We watched in disbelief as news footage showed the Towers billowing smoke. “Is this real?” we asked. We had no way to process what we were seeing. Wide shots showed us that the Towers were burning at the top floors. Those skyscrapers looked so sturdy still that I was certain human ingenuity had put into place all the sprinklers necessary to quench those flames, & all would be well. I’m embarrassed to admit that I said, “This is like a movie.” Because that’s what we say when something is so real, it’s got to be fake.

Close-ups revealed tiny human beings–people, real live people–clinging to the window openings. My horrified brain calculated that those windows on the top floors were never meant to be opened…that they must have been broken open by chairs, tables, god-only-knows-what in desperation & last ditch efforts. I clutched my head as I saw people, real live people holding hands & leaping out of those windows into nothingness. Rescue seemed suddenly ridiculous.

About an hour into it, the news stations stopped showing people jumping to their deaths.*

But at least all those people below the fire would get out, right? Those invincible, man-made structures of steel had well-planned & code-enforced emergency exits & stairways sure to lead to escape…

We watched as they melted before our very eyes, first one, then the other–descending in a waterfall of glass, metal, & people, real people…so tiny we didn’t really see them, but we knew they were there.
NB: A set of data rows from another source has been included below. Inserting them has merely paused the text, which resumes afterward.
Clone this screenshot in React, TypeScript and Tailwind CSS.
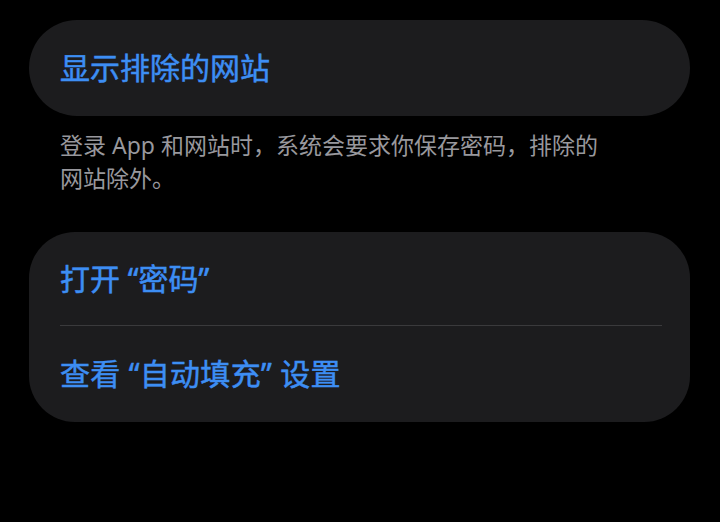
export default function App() {
  const font = { fontFamily: '"Noto Sans", "Noto Sans CJK SC", sans-serif' };
  return (
    <div className="w-[720px] h-[522px] bg-black pl-[29px] pr-[30px] pt-[20px]" style={font}>
      <div className="h-[96px] rounded-[48px] bg-[#1c1c1e] flex items-center pl-[31px]">
        <span className="text-[30px] leading-none text-[#3d8ef4] [-webkit-text-stroke:0.5px_#3d8ef4]">显示排除的网站</span>
      </div>

      <p className="mt-[13px] pl-[31px] w-[590px] text-[23px] leading-[33px] text-[#98989d]">
        登录 App 和网站时，系统会要求你保存密码，排除的网站除外。
      </p>

      <div className="mt-[37px] rounded-[46px] bg-[#1c1c1e] pl-[31px]">
        <div className="h-[94px] flex items-center border-b border-[#3a3a3c] mr-[28px]">
          <span className="text-[30px] leading-none text-[#3d8ef4] [-webkit-text-stroke:0.5px_#3d8ef4]">打开 “密码”</span>
        </div>
        <div className="h-[96px] flex items-center">
          <span className="text-[30px] leading-none tracking-[0.3px] text-[#3d8ef4] [-webkit-text-stroke:0.5px_#3d8ef4]">查看 “自动填充” 设置</span>
        </div>
      </div>
    </div>
  );
}
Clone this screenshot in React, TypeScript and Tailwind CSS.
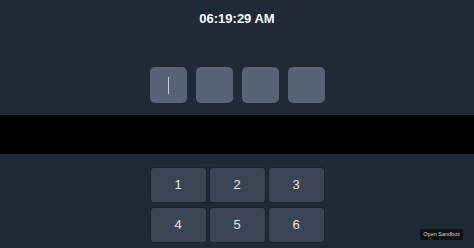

We watched in silence & gasps. We watched until we couldn’t take it anymore. And then we drove to Dany’s parents’ house a few minutes away. The streets were deserted, & in Los Angeles, if there is ever no traffic, you can be sure that is a sign that something is very wrong.

By the time we got there, the live footage on CNN was cut together with anchor commentary & statements & speculation & reports from many on the front lines.

We watched again until we were spent, & then we needed to see some life, to find some hope. We drove toward the ocean through those empty boulevards. We came to the water & carried with us the suffocating feeling of despair & disbelief at the horror that humans can bring upon other humans. The rest of the day was lost to that hopelessness; I can’t recall where I was or what we did as that day drew to an end.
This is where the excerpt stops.